LIBERALS TRY TO TURN OFF THE TAP FOR SOUTH AUSTRALIAN INDUSTRY

In the Senate last night, the Liberal Party joined forces with the Greens to vote in favour of reducing the amount of water available to South Australians, and also voted to put at risk the water supply of key South Australian businesses.

During the debate on water reform in the Murray-Darling Basin, Liberal Senators from South Australia voted to enforce reductions on the amount of domestic and industrial water that could be taken from the Murray by towns and cities that lie outside of the Basin - including Adelaide, Port Pirie, Whyalla and Keith.

Meanwhile under this amendment to the Water Amendment Bill, towns and cities within the Basin, such as Dubbo, Wagga and Mildura, would be unaffected.

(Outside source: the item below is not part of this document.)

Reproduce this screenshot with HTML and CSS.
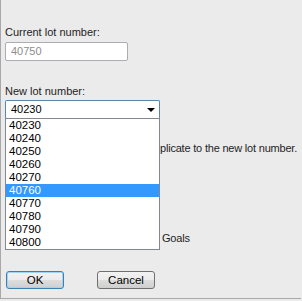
FILE: index.html
```html
<!DOCTYPE html>
<html lang="en">
<head>
    <meta charset="UTF-8">
    <title>Change lot number</title>
    <link rel="stylesheet" href="styles.css">
</head>
<body>
    <div class="dialog">
        <div class="field-label first">Current lot number:</div>
        <div class="text-box">40750</div>

        <div class="field-label second">New lot number:</div>
        <div class="combo">
            <div class="combo-box">
                <span>40230</span>
                <span class="arrow"></span>
            </div>
            <!-- open dropdown list lies over the options below -->
            <ul class="combo-list">
                <li>40230</li>
                <li>40240</li>
                <li>40250</li>
                <li>40260</li>
                <li>40270</li>
                <li class="selected">40760</li>
                <li>40770</li>
                <li>40780</li>
                <li>40790</li>
                <li>40800</li>
            </ul>
        </div>

        <!-- only the part right of the open list is visible -->
        <div class="option dup">plicate to the new lot number.</div>
        <div class="option goals">Goals</div>

        <div class="buttons">
            <button class="btn ok">OK</button>
            <button class="btn cancel">Cancel</button>
        </div>
    </div>
</body>
</html>
```

FILE: styles.css
```css
/* dialog basics */
body {
    margin: 0;
    background: #ebebeb;
    font-family: 'Liberation Sans', Arial, sans-serif;
    font-size: 11px;
    color: #1e1e1e;
}

.dialog {
    width: 301px;
    height: 299px;
    border-left: 1px solid #a8a8a8;
    border-bottom: 1px solid #a8a8a8;
    padding-left: 4px;
    box-sizing: border-box;
    position: relative;
    overflow: hidden;
}

.field-label {
    line-height: 14px;
}
.field-label.first { padding-top: 25px; }
.field-label.second { margin-top: 23px; }

/* read-only text box */
.text-box {
    margin-top: 3px;
    width: 123px;
    height: 19px;
    box-sizing: border-box;
    border: 1px solid #abadb3;
    border-radius: 2px;
    background: #fff;
    color: #8d8d8d;
    padding-left: 5px;
    line-height: 17px;
}

/* combo box */
.combo {
    position: relative;
    margin-top: 2px;
}

.combo-box {
    width: 155px;
    height: 19px;
    box-sizing: border-box;
    border: 1px solid #5b86ac;
    border-bottom-color: #8aa3bb;
    border-radius: 2px;
    background: #fff;
    padding-left: 5px;
    line-height: 17px;
    color: #000;
    position: relative;
}

.arrow {
    position: absolute;
    right: 4px;
    top: 7px;
    border-left: 4px solid transparent;
    border-right: 4px solid transparent;
    border-top: 4px solid #000;
}

.combo-list {
    position: absolute;
    top: 18px;
    left: 0;
    width: 155px;
    margin: 0;
    padding: 0;
    list-style: none;
    box-sizing: border-box;
    border: 1px solid #828790;
    background: #fff;
    z-index: 5;
}

.combo-list li {
    height: 13px;
    line-height: 13px;
    padding-left: 3px;
    font-size: 11.5px;
    color: #000;
}

.combo-list li.selected {
    background: #3399ff;
    color: #fff;
}

/* options under the list */
.option {
    line-height: 14px;
    white-space: nowrap;
    letter-spacing: -0.2px;
}
.option.dup { margin-top: 22px; padding-left: 155px; }
.option.goals { margin-top: 76px; padding-left: 157px; }

/* buttons */
.buttons {
    margin-top: 26px;
    display: flex;
    gap: 33px;
    padding-left: 1px;
}

.btn {
    width: 58px;
    height: 18px;
    padding: 0;
    font-family: inherit;
    font-size: 11.5px;
    color: #000;
    border: 1px solid #707070;
    border-radius: 3px;
    background: linear-gradient(#f2f2f2 0%, #ebebeb 50%, #dddddd 51%, #cfcfcf 100%);
}

.btn.ok {
    border-color: #3c7fb1;
    box-shadow: inset 0 0 0 1px #9fd4f5;
}
```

In addition, Liberal Senators voted to amend the definition of ‘critical human water needs’ - an amendment that would create uncertainty over water security for industry.

The vote removes a key provision in the Bill which provides water to industry in circumstances where a failure to provide water would cause prohibitively high social, economic or national security costs.

If the removal of this provision was allowed to stand, the water security of key businesses such as One Steel in Whyalla and Nyrstar in Port Pirie could be at risk.

Minister for Climate Change and Water, Senator Penny Wong, said that in an attempt to score political points over water, the Liberal Party was putting communities at risk.

“It is extraordinary that South Australian Liberal Senators would rather play political games than enable key industries to get the water they need to operate and employ thousands of South Australians,” Senator Wong said.

“Obviously, the Liberal Party is so out of touch that it does not consider the jobs of thousands of South Australians to be critical and worth defending.”

Senator Wong said the move to reduce over time the critical water supplies of certain population centres, but not others, was a political stunt that had backfired.

“Everybody agrees we should be investing in new water supplies that don’t rely on rainfall and the Murray - and that is what the Rudd Government is doing. But that doesn’t mean you turn off the tap to Adelaide - or to towns that have little or no alternative to water supplies currently piped from the Murray.

“These amendments cannot be allowed to stand and the Rudd Government will reject them when the Bill returns to the Lower House.”

The reforms before the Senate will create an independent Authority to manage the Basin to improve outcomes for the communities and environment that are reliant on the Murray for their health.